直々にボクシングのテクニックを伝授される動画がアップされている。
ガヌーのボクシングへの憧れは未だに色あせていないようで
「いずれはボクシングをやる。僕のキャリアで必ずやらなければならないんだ」
とこの対面中に語り、
「僕の本当の夢は有効な芸術にあって、MMAが大好きではあるが、ボクシングじゃないと満たせないものがあるんだ」とボクシングへの情熱を語る。
前述したジョン・ジョーンズがローカルリングとは言え、元ライトヘビー級王者である事から、いずれ彼と試合をしたいという思いは強いようだ。だが、肝心のジョーンズがUFCと折り合いが合わず、すぐにそのカードが実現とはいかなそうだ。
まとめ
壮絶な幼少期、そしてフランスへの越境を経てMMAの世界に降臨した“ザ・プレデター”。 彼の生真面目で、驕らぬ性格から見ても、今後も弛まず鍛錬を続け、さらなる進化を遂げる事は間違いないだろう。

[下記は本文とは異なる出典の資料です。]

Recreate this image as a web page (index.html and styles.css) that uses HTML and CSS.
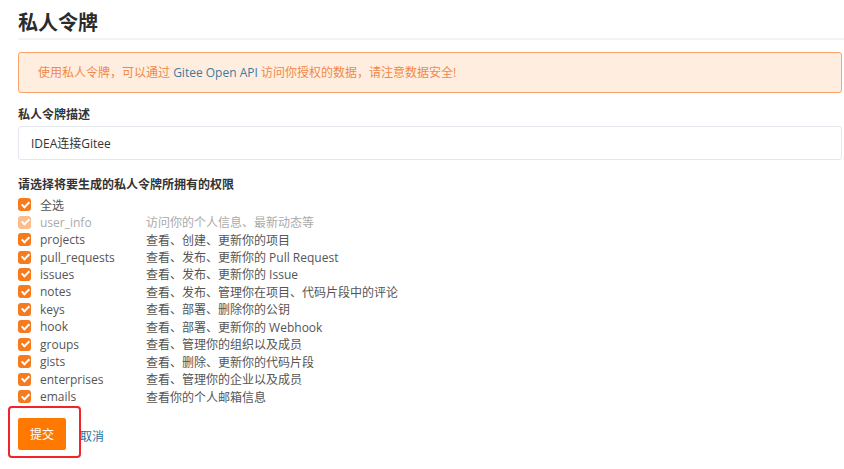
FILE: index.html
```html
<!DOCTYPE html>
<html lang="zh-CN">
<head>
    <meta charset="UTF-8">
    <meta name="viewport" content="width=device-width, initial-scale=1.0">
    <title>私人令牌</title>
    <link rel="stylesheet" href="styles.css">
</head>
<body>
    <div class="page">
        <h1 class="page-title">私人令牌</h1>
        <div class="divider"></div>

        <div class="alert">
            使用私人令牌，可以通过 <span class="alert-link">Gitee Open API</span> 访问你授权的数据，请注意数据安全!
        </div>

        <div class="field">
            <label class="field-label" for="tokenDesc">私人令牌描述</label>
            <input class="field-input" type="text" id="tokenDesc" value="IDEA连接Gitee">
        </div>

        <div class="field scopes">
            <div class="field-label">请选择将要生成的私人令牌所拥有的权限</div>
            <ul class="scope-list">
                <li class="scope"><span class="check"></span><span class="scope-name">全选</span></li>
                <li class="scope disabled"><span class="check"></span><span class="scope-name">user_info</span><span class="scope-desc">访问你的个人信息、最新动态等</span></li>
                <li class="scope"><span class="check"></span><span class="scope-name">projects</span><span class="scope-desc">查看、创建、更新你的项目</span></li>
                <li class="scope"><span class="check"></span><span class="scope-name">pull_requests</span><span class="scope-desc">查看、发布、更新你的 Pull Request</span></li>
                <li class="scope"><span class="check"></span><span class="scope-name">issues</span><span class="scope-desc">查看、发布、更新你的 Issue</span></li>
                <li class="scope"><span class="check"></span><span class="scope-name">notes</span><span class="scope-desc">查看、发布、管理你在项目、代码片段中的评论</span></li>
                <li class="scope"><span class="check"></span><span class="scope-name">keys</span><span class="scope-desc">查看、部署、删除你的公钥</span></li>
                <li class="scope"><span class="check"></span><span class="scope-name">hook</span><span class="scope-desc">查看、部署、更新你的 Webhook</span></li>
                <li class="scope"><span class="check"></span><span class="scope-name">groups</span><span class="scope-desc">查看、管理你的组织以及成员</span></li>
                <li class="scope"><span class="check"></span><span class="scope-name">gists</span><span class="scope-desc">查看、删除、更新你的代码片段</span></li>
                <li class="scope"><span class="check"></span><span class="scope-name">enterprises</span><span class="scope-desc">查看、管理你的企业以及成员</span></li>
                <li class="scope"><span class="check"></span><span class="scope-name">emails</span><span class="scope-desc">查看你的个人邮箱信息</span></li>
            </ul>
        </div>

        <div class="actions">
            <button class="btn-submit" type="button">提交</button>
            <a class="btn-cancel" href="#">取消</a>
            <span class="highlight"></span>
        </div>
    </div>
</body>
</html>
```

FILE: styles.css
```css
body {
    margin: 0;
    background-color: #fff;
    font-family: "Open Sans", "Noto Sans CJK SC", sans-serif;
    font-size: 12px;
    color: #333;
}

.page {
    min-height: 469px;
    padding: 0 2px 0 18px;
    box-sizing: border-box;
}

.page-title {
    margin: 9px 0 0;
    font-size: 20px;
    line-height: 28px;
    font-weight: 700;
    color: #2b2b2b;
}

.divider {
    height: 2px;
    margin: 1px -2px 0 0;
    background-color: #f3f3f4;
}

.alert {
    margin-top: 12px;
    padding: 11px 19px;
    line-height: 17px;
    background-color: #ffeee0;
    border: 1px solid #f9a26a;
    border-radius: 3px;
    color: #f0884a;
}

.alert-link {
    color: #3f7a9c;
}

.field {
    margin-top: 13px;
}

.field-label {
    display: block;
    line-height: 17px;
    font-weight: 700;
    color: #333;
}

.field-input {
    display: block;
    width: 100%;
    height: 34px;
    margin-top: 3px;
    padding: 0 12px;
    box-sizing: border-box;
    border: 1px solid #e3e6ec;
    border-radius: 3px;
    font-family: inherit;
    font-size: 12px;
    color: #333;
    outline: none;
}

.scopes {
    margin-top: 16px;
}

.scope-list {
    list-style: none;
    margin: 3px 0 0;
    padding: 0;
}

.scope {
    display: flex;
    align-items: center;
    height: 17.45px;
    color: #555;
}

.check {
    position: relative;
    width: 13px;
    height: 13px;
    margin-right: 9px;
    border-radius: 3px;
    background-color: #f57b1e;
    flex-shrink: 0;
}

.check::after {
    content: "";
    position: absolute;
    left: 4.5px;
    top: 1.5px;
    width: 3px;
    height: 6px;
    border: solid #fff;
    border-width: 0 2px 2px 0;
    transform: rotate(45deg);
}

.scope-name {
    width: 106px;
    flex-shrink: 0;
}

.scope.disabled {
    color: #aaa;
}

.scope.disabled .check {
    background-color: #fbbd8b;
}

.actions {
    position: relative;
    display: flex;
    align-items: center;
    gap: 14px;
    margin-top: 13px;
}

.btn-submit {
    width: 48px;
    height: 32px;
    padding: 0;
    border: none;
    border-radius: 2px;
    background-color: #ff7800;
    color: #fff;
    font-family: inherit;
    font-size: 12px;
}

.btn-cancel {
    margin-top: 3px;
    color: #2a6e9c;
    text-decoration: none;
    font-size: 12px;
}

.highlight {
    position: absolute;
    left: -10px;
    top: -12px;
    width: 69px;
    height: 48px;
    border: 2px solid #f2232a;
    border-radius: 4px;
}
```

チャンピオンの入れ替わりが非常に速いこのヘビー級で、どこまで防衛記録を伸ばしていけるのか、彼にはミオシッチの持つ防衛記録を塗り替え、レジェンドになる素質は充分にある。
最強の拳と実績、そしてすばらしい人間性を兼ね備えたレジェンドはきっとカメルーンの、いやアフリカ全土の英雄となるだろう。
いつか自分も大舞台へと、夢を描くアフリカの子ども達のためにも、これからも“ザ・プレデター” フランシス・ガヌーをみなさんと一緒に応援していきたい。